Fourth, I talk to myself about me, my purpose in this world, my calling to represent Him well, my choice not to focus on myself but to focus on Him. I reaffirm that serving Him is my choice no matter how I feel.
Finally, I seek to engage with His word and continue to pray, accounting that He is listening even when I have no feeling of engagement. (But I must admit, usually by the end of step 2, I find that I have reconnected. There is something about worship that touches God’s heart and transforms ours.) Yet, in the times when I still feel remote, I choose to draw near to Him and trust that in His time He will draw near to me.
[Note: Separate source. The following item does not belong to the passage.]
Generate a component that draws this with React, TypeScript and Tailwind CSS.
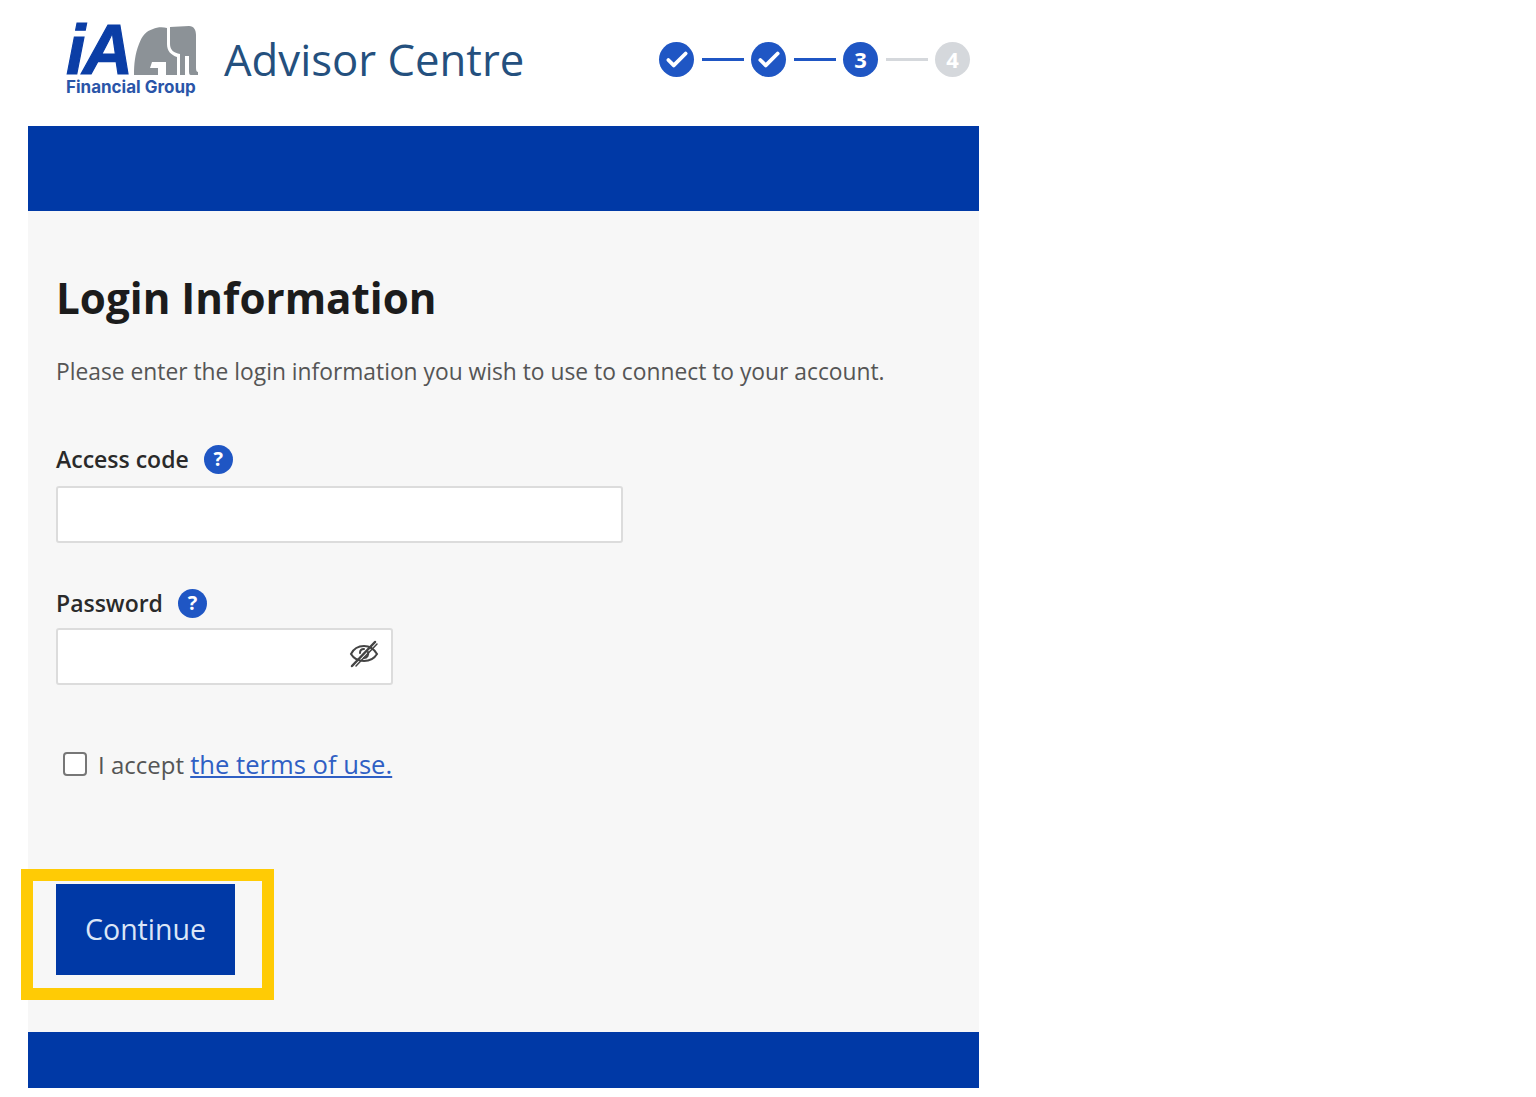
import { Fragment } from "react";
import { Check } from "lucide-react";

const STEPS = [
  { label: "", state: "done" },
  { label: "", state: "done" },
  { label: "3", state: "current" },
  { label: "4", state: "todo" },
];

// iA wordmark and elephant, both sit on the same baseline
function LogoMark() {
  return (
    <svg width="132" height="52" viewBox="0 0 132 52" className="block overflow-visible">
      <text
        x="0"
        y="50"
        fontFamily="'Liberation Sans', sans-serif"
        fontSize="70"
        fontWeight="700"
        fontStyle="italic"
        letterSpacing="-3"
        fill="#0b3ea6"
        stroke="#0b3ea6"
        strokeWidth="1.2"
      >
        iA
      </text>
      <g transform="translate(67 0)">
        <path
          d="M20 5 C24 3 30 3 34 4 L34 20 C34 27 38 31 44 33 L44 51 L33 51 L33 38 L19 38 L17 44 L25 44 L25 51 L1 51 C1 40 2 30 6 20 C9 12 13 7 20 5 Z"
          fill="#8c9297"
        />
        <path
          d="M37 3 L56 2 C61 2 63 6 63 11 L63 44 C63 47 64 48 65 48 L65 51 L58 51 C56 51 56 49 56 46 L56 32 L52 32 L52 51 L47 51 L47 30 C41 29 37 26 37 20 Z"
          fill="#8c9297"
        />
      </g>
    </svg>
  );
}

function SlashedEye() {
  return (
    <svg width="30" height="30" viewBox="0 0 30 30" fill="none" stroke="#444" strokeWidth="2" strokeLinecap="round">
      <path d="M2 15 C5 9 10 7 15 7 C20 7 25 10 28 15 C25 20 20 22 15 22 C10 22 5 20 2 15 Z" />
      <path d="M11 14 C11 11 13 10 15 10" />
      <path d="M19 13 C20 16 18 19 15 19" />
      <path d="M3 27 L26 3" strokeWidth="2.5" />
      <path d="M7 27 L28 5" strokeWidth="1.5" />
    </svg>
  );
}

function Stepper() {
  return (
    <div className="flex items-center gap-[7.5px]">
      {STEPS.map((s, i) => (
        <Fragment key={i}>
          {i > 0 && (
            <div className={`h-[3px] w-[42px] ${s.state === "todo" ? "bg-[#d5d8dc]" : "bg-[#1f56c4]"}`} />
          )}
          <div
            className={`flex h-[35px] w-[35px] items-center justify-center rounded-full text-[22px] font-bold ${
              s.state === "todo" ? "bg-[#d5d8dc] text-white" : "bg-[#1f56c4] text-white"
            }`}
          >
            {s.state === "done" ? <Check size={26} strokeWidth={3.5} /> : s.label}
          </div>
        </Fragment>
      ))}
    </div>
  );
}

function HelpDot() {
  return (
    <span className="flex h-[29px] w-[29px] items-center justify-center rounded-full bg-[#1f56c4] text-[20px] font-bold leading-none text-white">
      ?
    </span>
  );
}

export default function App() {
  return (
    <div className="min-h-[1097px] bg-white font-['Open_Sans',sans-serif]">
      <div className="ml-[28px] w-[951px]">
        {/* Header */}
        <header className="flex h-[126px] items-center pb-[7px] pl-[38px] pr-[9px]">
          <div className="flex w-[132px] flex-col">
            <LogoMark />
            <span className="mt-[3px] whitespace-nowrap font-['Inter',sans-serif] text-[17px] font-bold leading-[17px] text-[#2a55a8]">
              Financial Group
            </span>
          </div>
          <h1 className="ml-[26px] text-[43.7px] font-normal leading-none text-[#24507e]">Advisor Centre</h1>
          <div className="ml-auto">
            <Stepper />
          </div>
        </header>

        <div className="h-[85px] bg-[#0039a6]" />

        {/* Form panel */}
        <main className="relative h-[821px] bg-[#f7f7f7] px-[28px] pt-[60px]">
          <h2 className="text-[42.2px] font-bold leading-[54px] text-[#1c1c1c]">Login Information</h2>
          <p className="mt-[31px] text-[22.8px] leading-[32px] text-[#555]">
            Please enter the login information you wish to use to connect to your account.
          </p>

          <div className="mt-[55px] flex h-[32px] items-center gap-[15px]">
            <label className="text-[23px] font-semibold text-[#2a2a2a]">Access code</label>
            <HelpDot />
          </div>
          <input className="mt-[11px] block h-[57px] w-[567px] rounded-[3px] border-2 border-[#dcdcdc] bg-white" />

          <div className="mt-[44px] flex h-[32px] items-center gap-[15px]">
            <label className="text-[23px] font-semibold text-[#2a2a2a]">Password</label>
            <HelpDot />
          </div>
          <div className="mt-[9px] flex h-[57px] w-[337px] items-center justify-end rounded-[3px] border-2 border-[#dcdcdc] bg-white pb-[6px] pr-[12px]">
            <SlashedEye />
          </div>

          <div className="ml-[7px] mt-[64px] flex items-center">
            <input
              type="checkbox"
              className="-mt-[2px] h-6 w-6 appearance-none rounded-[4px] border-2 border-[#777] bg-white"
            />
            <span className="ml-[11px] text-[24px] leading-[32px] text-[#555]">
              I accept{" "}
              <a href="#" className="text-[25.6px] leading-[32px] text-[#2f5fc4] underline">
                the terms of use.
              </a>
            </span>
          </div>

          <button className="mt-[103px] block h-[91px] w-[179px] bg-[#0039a6] text-[28.5px] text-[#dbe6f7]">
            Continue
          </button>

          {/* Annotation frame around the button */}
          <div className="absolute left-[-7px] top-[658px] h-[131px] w-[253px] border-[12px] border-[#ffcb05]" />
        </main>

        <div className="h-[56px] bg-[#0039a6]" />
      </div>
    </div>
  );
}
And He always does.
Faith is trusting when we cannot see, banking that in the morning joy will return.
I appreciate that you still have belief. I appreciate that you also recognize the evil within. Evil thoughts that come are temptations. What you do with those thoughts determines whether there is sin or righteousness (James 1:14-15). Choosing to embrace thoughts of good (Philippians 4:8) and the things above (Colossians 3:2) rather than those tempting thoughts of sin is what maturity in Christ is about.
I encourage you not to be cast down, but to know that such times of struggle are part of God’s good gifts to His own, demonstrating His loving training so that our faith may stand strong and robust and be able to withstand any storm that strikes the rock on which our house is built. Even during this time, do not give into sin and those bad thoughts that intrude. Rather, keep yourself spotless and in the love of God, pursuing Him and loving others.
I know this is difficult, especially in times you are not feeling well. But I encourage you to engage with others, and seek their prayers for mutual support during this time. If you continue to pursue God, you will find a depth of relationship with Him that will far surpass what you formerly experienced. Always remember that feelings can mislead. It may feel as though God left you, but really, has God left? Certainly not!
May the Father and His Spirit guide you more deeply into the love and experience of Jesus, who suffered for us leaving us an example that we should follow in His steps (1 Peter 2:21).